Addition to above reply:
Of course if the former owner is still in the property - a Bk. filing after the sale will require you to get a Relief from Stay from the BK. Ct before proceeding with eviction.


#11

Hello,this is Simon of Advantage title. I don’t know whether it is relevant, but for each receipt you receive, you will have the name of peson in charge. I have helped many many clients tracing for deed and i never had problem getting the deed. DO NOT CALL GENERAL NUMBER. ALL the trustee has their direct lines for person in charge & many of them also have email for contact. Many times, they will ask you to fax in request for deed along with the receipt. Make sure you fax over and attention to the name on the receipt.

For 15 days ruling, as we know, if we record the TDUS within 15 days from the date of TS, then the purchase date rolls back to date of TS> If not recorded within 15 days, the date of purchase will be that recording date which will have some days potentially not covered. So it is always better to make sure push the trustee to send the deed asap. Thank you.

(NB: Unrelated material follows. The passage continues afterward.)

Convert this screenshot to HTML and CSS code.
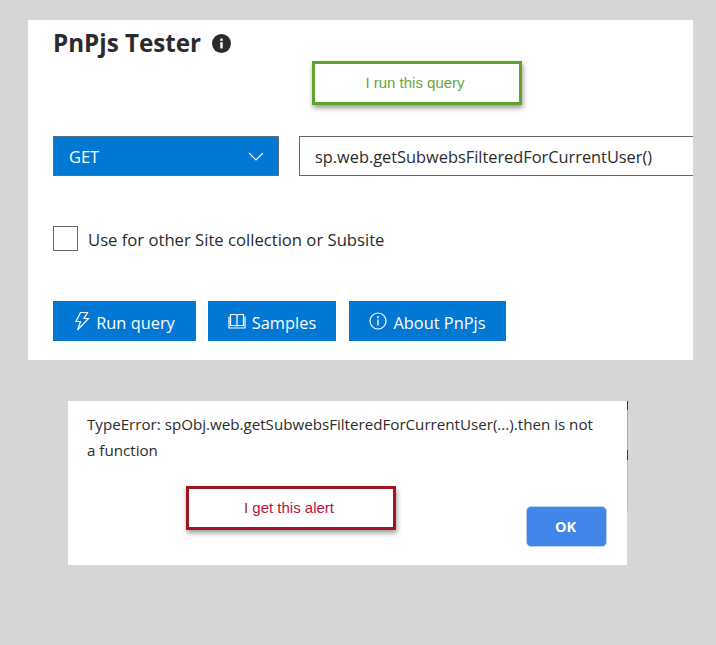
FILE: index.html
```html
<!DOCTYPE html>
<html lang="en">
<head>
    <meta charset="UTF-8">
    <title>PnPjs Tester</title>
    <link rel="stylesheet" href="styles.css">
</head>
<body>

<div class="card">
    <h1 class="title">PnPjs Tester
        <svg class="title-icon" viewBox="0 0 20 20" width="19" height="19">
            <circle cx="10" cy="10" r="10" fill="#2b2b2b"/>
            <rect x="8.7" y="8.6" width="2.6" height="6.6" fill="#fff"/>
            <rect x="8.7" y="4.8" width="2.6" height="2.4" fill="#fff"/>
        </svg>
    </h1>

    <div class="query-row">
        <div class="select">
            <span>GET</span>
            <svg viewBox="0 0 16 9" width="16" height="9">
                <path d="M1 1l7 7 7-7" fill="none" stroke="#fff" stroke-width="1.2"/>
            </svg>
        </div>
        <div class="query-input">sp.web.getSubwebsFilteredForCurrentUser()</div>
    </div>

    <label class="check-row">
        <span class="check-box"></span>
        <span class="check-label">Use for other Site collection or Subsite</span>
    </label>

    <div class="button-row">
        <button class="btn btn-run" type="button">
            <svg viewBox="0 0 16 20" width="16" height="20">
                <path d="M6.5 1.5h7l-3.500 6h4.500L3.500 19l3-8.500H2z" fill="none" stroke="#fff" stroke-width="1.200"/>
            </svg>
            <span class="btn-label">Run query</span>
        </button>
        <button class="btn btn-samples" type="button">
            <svg viewBox="0 0 18 16" width="18" height="16">
                <path d="M2.500 1.500h4.500q2 0 2 1.500v10.500q0-1-2-1H2.500zM15.500 1.500H11q-2 0-2 1.500v10.500q0-1 2-1h4.500z" fill="none" stroke="#fff" stroke-width="1.200"/>
                <path d="M1 3.500v11.500h16V3.500" fill="none" stroke="#fff" stroke-width="1.200"/>
            </svg>
            <span class="btn-label">Samples</span>
        </button>
        <button class="btn btn-about" type="button">
            <svg viewBox="0 0 18 18" width="18" height="18">
                <circle cx="9" cy="9" r="8" fill="none" stroke="#fff" stroke-width="1.200"/>
                <path d="M9 7.500v6" stroke="#fff" stroke-width="1.300"/>
                <circle cx="9" cy="5" r="1" fill="#fff"/>
            </svg>
            <span class="btn-label">About PnPjs</span>
        </button>
    </div>
</div>

<div class="alert">
    <p class="alert-text">TypeError: spObj.web.getSubwebsFilteredForCurrentUser(...).then is not a function</p>
    <div class="alert-actions">
        <button class="ok-btn" type="button">OK</button>
    </div>
</div>

<div class="note note-green">I run this query</div>
<div class="note note-red">I get this alert</div>

</body>
</html>
```

FILE: styles.css
```css
html, body {
    margin: 0;
    height: 645px;
    overflow: hidden;
}
body {
    position: relative;
    background: #d6d6d6;
    padding: 20px 0 0 28px;
    box-sizing: border-box;
    font-family: "Open Sans", "Noto Sans", sans-serif;
    color: #2b2b2b;
}
.card {
    width: 665px;
    height: 340px;
    box-sizing: border-box;
    padding: 5px 0 0 25px;
    background: white;
    overflow: hidden;
}
.title {
    display: flex;
    align-items: center;
    gap: 11px;
    margin: 0;
    height: 36px;
    font-size: 24.2px;
    font-weight: 700;
    line-height: 36px;
}
.query-row {
    display: flex;
    gap: 20px;
    margin-top: 75px;
}
.select {
    flex: none;
    display: flex;
    align-items: center;
    justify-content: space-between;
    width: 226px;
    height: 40px;
    box-sizing: border-box;
    padding: 0 14px 0 15px;
    background: #0078d4;
    border: 1px solid #5f6b76;
    color: white;
    font-size: 16.4px;
}
.select span {
    padding-top: 1px;
}
.query-input {
    flex: none;
    width: 420px;
    height: 40px;
    box-sizing: border-box;
    padding: 1px 0 0 15px;
    border: 1px solid #666;
    font-size: 16.35px;
    line-height: 38px;
}
.check-row {
    display: flex;
    align-items: center;
    gap: 10px;
    margin-top: 50px;
}
.check-label {
    padding-top: 2px;
    font-size: 16.65px;
}
.check-box {
    width: 25px;
    height: 25px;
    box-sizing: border-box;
    border: 1px solid #666;
}
.button-row {
    display: flex;
    margin-top: 50px;
}
.btn {
    display: flex;
    align-items: center;
    justify-content: center;
    gap: 6px;
    height: 40px;
    padding: 0;
    background: #0078d4;
    border: none;
    color: white;
    font-family: inherit;
    font-size: 16.4px;
}
.btn-label {
    padding-top: 2px;
}
.btn-run {
    width: 143px;
}
.btn-samples {
    width: 128px;
    margin-left: 12px;
}
.btn-about {
    width: 157px;
    margin-left: 13px;
}
.alert {
    position: relative;
    width: 559px;
    height: 164px;
    box-sizing: border-box;
    margin: 41px 0 0 40px;
    padding: 10px 20px 18px 19px;
    background: white;
    display: flex;
    flex-direction: column;
    justify-content: space-between;
}
.alert::after {
    content: "";
    position: absolute;
    top: 0;
    right: -1px;
    width: 1px;
    height: 110px;
    background: linear-gradient(#1f3f5f 0 9px, #a9a9a9 9px 49px, #1f3f5f 49px 59px, #bdbdbd 59px);
}
.alert-text {
    margin: 0;
    max-width: 510px;
    font-size: 15.15px;
    line-height: 26px;
}
.alert-actions {
    display: flex;
    justify-content: flex-end;
}
.ok-btn {
    width: 81px;
    height: 41px;
    padding: 0 2px 0 0;
    background: #4285e8;
    border: 1px solid #b9d3f7;
    border-radius: 5px;
    color: white;
    font-family: inherit;
    font-size: 14.5px;
    font-weight: 700;
}
.note {
    position: absolute;
    width: 210px;
    height: 44px;
    box-sizing: border-box;
    padding-right: 4px;
    background: white;
    box-shadow: 1px 3px 5px rgba(0, 0, 0, 0.4);
    font-family: "Liberation Sans", Arial, sans-serif;
    font-size: 15px;
    line-height: 37px;
    text-align: center;
}
.note-green {
    left: 312px;
    top: 61px;
    border: 3px solid #5fa22d;
    color: #6aa53c;
}
.note-red {
    left: 186px;
    top: 486px;
    border: 3px solid #a0161f;
    color: #b3153a;
}
```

Just for extra information. FOR IRS TAX LIEN, if you record the deed within 15 days, then my title company counts 120 days from the date of TS, if not recorded within 15 days, then we will count 120 days from the date of the recording…
SIMON WU
simonwu01@gmail.com
626 589 8822


#12

If bankruptcy is recorded just right before the trustee’s sale and if it was sold to a third party, will that sale be rescinded and void with return of the bonafide purchaser’s money?


#13

99% of the time the Trustee will not issue the Deed and send back your money. 1% of the time, especially if it not the lst Bk. filing by the debtor, they will issue the Deed, especially if the buyer demands it.